◆ Aim
Keep to the lines from the line containing "What React, TypeScript" through the line containing "['w-[477px]', 'w-[253px]', 'w-[241px]', 'w-[241px]'];": copy them exactly and leave every picture out.
---*---
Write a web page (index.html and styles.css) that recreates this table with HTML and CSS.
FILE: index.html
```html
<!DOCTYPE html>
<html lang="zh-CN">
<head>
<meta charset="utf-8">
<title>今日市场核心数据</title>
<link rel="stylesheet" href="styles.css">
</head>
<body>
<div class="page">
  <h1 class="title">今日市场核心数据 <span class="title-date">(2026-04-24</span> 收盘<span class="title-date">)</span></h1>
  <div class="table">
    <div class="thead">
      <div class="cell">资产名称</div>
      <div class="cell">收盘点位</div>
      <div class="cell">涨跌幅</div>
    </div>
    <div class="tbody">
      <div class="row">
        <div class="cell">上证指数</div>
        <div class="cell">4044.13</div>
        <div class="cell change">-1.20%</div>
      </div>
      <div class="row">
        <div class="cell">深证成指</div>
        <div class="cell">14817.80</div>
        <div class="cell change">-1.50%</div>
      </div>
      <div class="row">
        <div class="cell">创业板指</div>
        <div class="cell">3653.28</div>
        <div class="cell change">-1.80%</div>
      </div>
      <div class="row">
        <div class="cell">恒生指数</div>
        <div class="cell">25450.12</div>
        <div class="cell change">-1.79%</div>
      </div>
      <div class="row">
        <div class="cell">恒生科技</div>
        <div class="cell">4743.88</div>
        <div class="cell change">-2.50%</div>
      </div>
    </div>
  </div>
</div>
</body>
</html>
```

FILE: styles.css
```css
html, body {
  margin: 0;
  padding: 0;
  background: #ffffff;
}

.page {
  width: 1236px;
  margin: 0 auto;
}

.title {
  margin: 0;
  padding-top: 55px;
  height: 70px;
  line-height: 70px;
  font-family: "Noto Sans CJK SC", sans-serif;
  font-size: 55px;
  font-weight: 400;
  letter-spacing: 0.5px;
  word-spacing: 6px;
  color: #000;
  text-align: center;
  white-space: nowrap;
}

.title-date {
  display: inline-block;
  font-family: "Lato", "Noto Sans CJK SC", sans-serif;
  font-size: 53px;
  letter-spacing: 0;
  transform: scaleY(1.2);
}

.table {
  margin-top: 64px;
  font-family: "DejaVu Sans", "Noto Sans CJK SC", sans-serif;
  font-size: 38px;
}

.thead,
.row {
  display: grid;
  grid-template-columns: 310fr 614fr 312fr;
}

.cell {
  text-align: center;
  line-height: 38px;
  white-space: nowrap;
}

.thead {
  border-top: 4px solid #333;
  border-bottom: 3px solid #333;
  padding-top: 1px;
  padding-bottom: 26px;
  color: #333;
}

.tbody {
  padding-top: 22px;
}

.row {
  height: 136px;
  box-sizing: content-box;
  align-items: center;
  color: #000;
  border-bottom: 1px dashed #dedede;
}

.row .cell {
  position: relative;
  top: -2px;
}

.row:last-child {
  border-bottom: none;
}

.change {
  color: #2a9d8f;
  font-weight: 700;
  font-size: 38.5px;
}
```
---*---
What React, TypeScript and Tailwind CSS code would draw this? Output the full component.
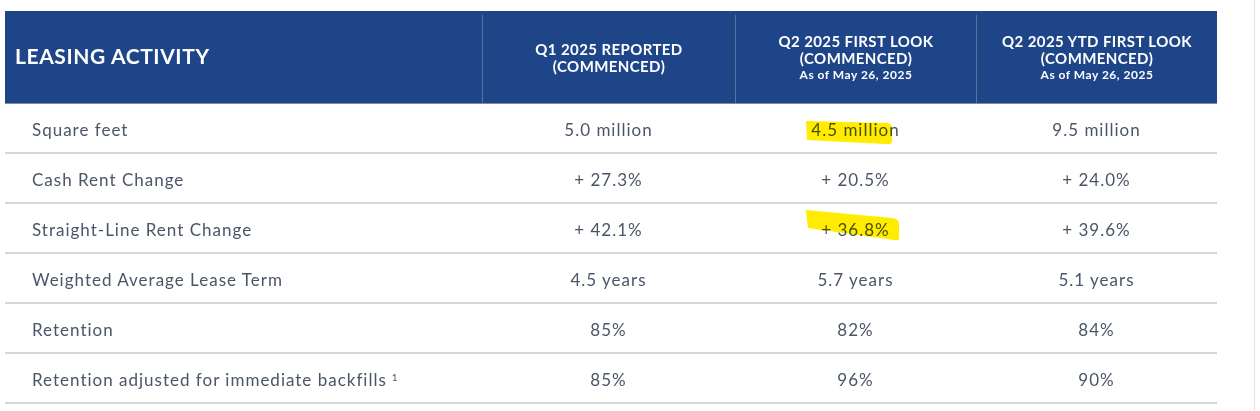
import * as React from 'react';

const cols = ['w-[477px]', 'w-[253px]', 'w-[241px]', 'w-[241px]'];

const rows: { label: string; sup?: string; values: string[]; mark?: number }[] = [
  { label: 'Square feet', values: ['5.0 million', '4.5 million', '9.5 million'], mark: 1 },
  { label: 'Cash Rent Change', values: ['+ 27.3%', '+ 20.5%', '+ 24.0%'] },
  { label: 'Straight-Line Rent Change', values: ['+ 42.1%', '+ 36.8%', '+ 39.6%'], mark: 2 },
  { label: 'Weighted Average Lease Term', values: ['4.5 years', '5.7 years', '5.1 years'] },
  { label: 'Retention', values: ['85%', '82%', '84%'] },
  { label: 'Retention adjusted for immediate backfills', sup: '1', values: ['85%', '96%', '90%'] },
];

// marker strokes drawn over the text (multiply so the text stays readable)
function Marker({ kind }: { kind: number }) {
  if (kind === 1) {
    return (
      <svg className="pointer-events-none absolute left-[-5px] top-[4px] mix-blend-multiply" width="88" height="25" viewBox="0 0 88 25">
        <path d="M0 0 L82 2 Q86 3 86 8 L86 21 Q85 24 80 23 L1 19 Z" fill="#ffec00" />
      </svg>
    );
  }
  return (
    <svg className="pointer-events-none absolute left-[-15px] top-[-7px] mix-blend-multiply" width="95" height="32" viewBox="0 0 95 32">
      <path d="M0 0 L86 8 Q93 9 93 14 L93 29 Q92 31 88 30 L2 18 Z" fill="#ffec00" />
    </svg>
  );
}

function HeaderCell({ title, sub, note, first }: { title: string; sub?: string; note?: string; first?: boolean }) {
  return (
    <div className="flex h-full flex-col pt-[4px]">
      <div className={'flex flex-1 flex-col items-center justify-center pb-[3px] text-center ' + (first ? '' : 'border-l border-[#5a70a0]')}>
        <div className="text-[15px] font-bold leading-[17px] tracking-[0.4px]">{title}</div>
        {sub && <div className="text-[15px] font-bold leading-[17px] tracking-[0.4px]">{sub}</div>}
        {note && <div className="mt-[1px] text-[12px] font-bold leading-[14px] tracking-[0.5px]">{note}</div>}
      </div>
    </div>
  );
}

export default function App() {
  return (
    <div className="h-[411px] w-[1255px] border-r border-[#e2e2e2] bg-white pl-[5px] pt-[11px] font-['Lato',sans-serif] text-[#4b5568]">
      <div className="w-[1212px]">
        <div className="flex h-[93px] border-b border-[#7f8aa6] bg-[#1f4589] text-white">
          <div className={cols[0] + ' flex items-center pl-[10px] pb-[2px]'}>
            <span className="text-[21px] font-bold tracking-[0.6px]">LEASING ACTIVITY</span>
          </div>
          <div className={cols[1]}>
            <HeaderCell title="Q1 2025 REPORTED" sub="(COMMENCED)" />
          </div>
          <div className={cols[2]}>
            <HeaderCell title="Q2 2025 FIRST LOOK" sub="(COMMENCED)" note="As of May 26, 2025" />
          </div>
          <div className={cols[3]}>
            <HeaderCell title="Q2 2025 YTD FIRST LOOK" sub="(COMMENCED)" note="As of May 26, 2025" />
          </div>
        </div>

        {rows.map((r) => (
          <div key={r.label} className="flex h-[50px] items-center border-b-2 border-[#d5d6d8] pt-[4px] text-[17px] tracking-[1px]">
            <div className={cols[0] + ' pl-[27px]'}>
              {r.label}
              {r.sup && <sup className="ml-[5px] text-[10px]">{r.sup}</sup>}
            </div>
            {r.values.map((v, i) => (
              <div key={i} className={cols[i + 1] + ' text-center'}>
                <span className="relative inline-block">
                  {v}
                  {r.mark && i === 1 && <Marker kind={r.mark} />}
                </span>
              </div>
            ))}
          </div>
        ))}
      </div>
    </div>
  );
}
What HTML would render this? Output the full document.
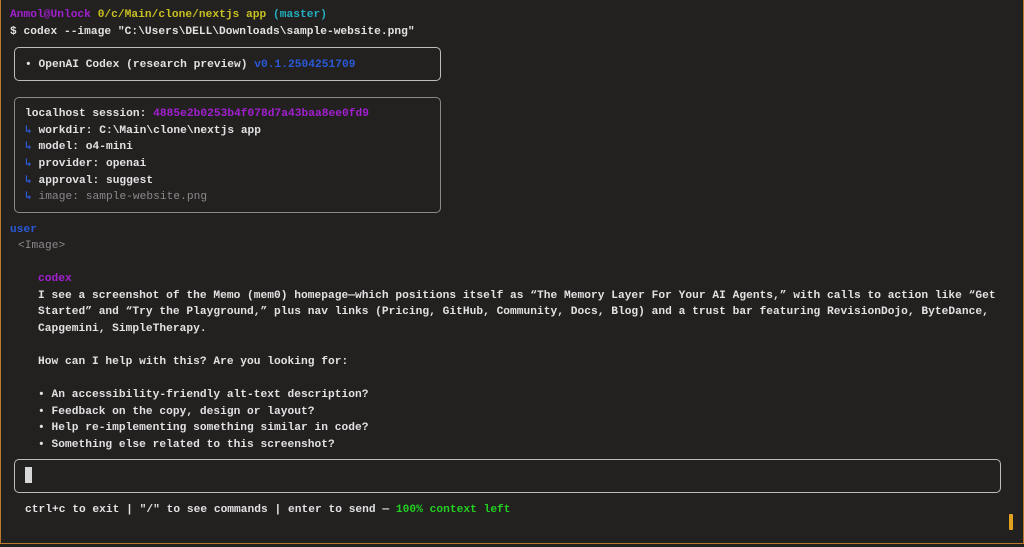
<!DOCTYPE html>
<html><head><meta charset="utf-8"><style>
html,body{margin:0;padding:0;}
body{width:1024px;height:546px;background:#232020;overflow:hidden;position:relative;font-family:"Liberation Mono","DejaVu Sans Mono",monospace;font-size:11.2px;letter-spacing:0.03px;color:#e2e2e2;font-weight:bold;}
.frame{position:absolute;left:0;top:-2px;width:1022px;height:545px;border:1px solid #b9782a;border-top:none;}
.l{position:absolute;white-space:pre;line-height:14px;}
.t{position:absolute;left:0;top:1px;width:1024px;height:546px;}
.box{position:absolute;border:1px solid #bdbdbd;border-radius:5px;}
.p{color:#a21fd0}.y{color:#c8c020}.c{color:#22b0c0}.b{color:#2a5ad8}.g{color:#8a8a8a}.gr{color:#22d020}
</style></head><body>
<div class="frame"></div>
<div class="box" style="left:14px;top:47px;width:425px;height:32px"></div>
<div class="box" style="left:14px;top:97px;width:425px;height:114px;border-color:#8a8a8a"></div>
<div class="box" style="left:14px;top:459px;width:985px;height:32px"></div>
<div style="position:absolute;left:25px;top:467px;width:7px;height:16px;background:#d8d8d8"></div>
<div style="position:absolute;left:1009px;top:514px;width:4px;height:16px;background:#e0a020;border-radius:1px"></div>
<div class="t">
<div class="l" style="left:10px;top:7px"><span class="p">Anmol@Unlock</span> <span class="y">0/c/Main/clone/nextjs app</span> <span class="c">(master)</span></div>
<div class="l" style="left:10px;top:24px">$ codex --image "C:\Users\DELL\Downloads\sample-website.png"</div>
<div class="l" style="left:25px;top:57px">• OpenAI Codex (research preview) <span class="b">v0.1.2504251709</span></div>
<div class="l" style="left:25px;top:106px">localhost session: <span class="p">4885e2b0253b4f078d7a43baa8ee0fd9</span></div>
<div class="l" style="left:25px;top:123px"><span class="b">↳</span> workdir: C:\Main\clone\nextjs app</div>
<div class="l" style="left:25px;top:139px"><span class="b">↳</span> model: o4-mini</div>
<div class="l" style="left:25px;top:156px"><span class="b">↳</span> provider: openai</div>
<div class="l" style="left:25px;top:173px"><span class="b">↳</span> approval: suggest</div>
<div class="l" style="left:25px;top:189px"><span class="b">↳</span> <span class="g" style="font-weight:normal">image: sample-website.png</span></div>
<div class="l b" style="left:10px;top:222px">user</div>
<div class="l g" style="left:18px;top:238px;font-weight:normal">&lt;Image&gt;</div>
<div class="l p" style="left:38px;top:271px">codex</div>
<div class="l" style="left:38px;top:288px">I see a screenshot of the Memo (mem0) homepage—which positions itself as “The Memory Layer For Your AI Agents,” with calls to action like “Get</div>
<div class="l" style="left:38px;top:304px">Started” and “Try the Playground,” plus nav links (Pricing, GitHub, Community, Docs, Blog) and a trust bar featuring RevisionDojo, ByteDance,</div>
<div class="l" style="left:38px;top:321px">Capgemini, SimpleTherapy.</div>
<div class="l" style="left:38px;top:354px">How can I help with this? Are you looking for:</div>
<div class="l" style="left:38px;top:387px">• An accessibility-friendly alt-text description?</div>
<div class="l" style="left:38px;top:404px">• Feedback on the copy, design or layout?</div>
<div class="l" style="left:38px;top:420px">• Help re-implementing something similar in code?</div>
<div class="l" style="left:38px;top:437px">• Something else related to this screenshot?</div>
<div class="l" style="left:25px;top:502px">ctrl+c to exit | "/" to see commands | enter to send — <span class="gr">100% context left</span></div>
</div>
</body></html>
---*---
◆ Solution to the exercise
What React, TypeScript and Tailwind CSS code would draw this? Output the full component.
import * as React from 'react';

const cols = ['w-[477px]', 'w-[253px]', 'w-[241px]', 'w-[241px]'];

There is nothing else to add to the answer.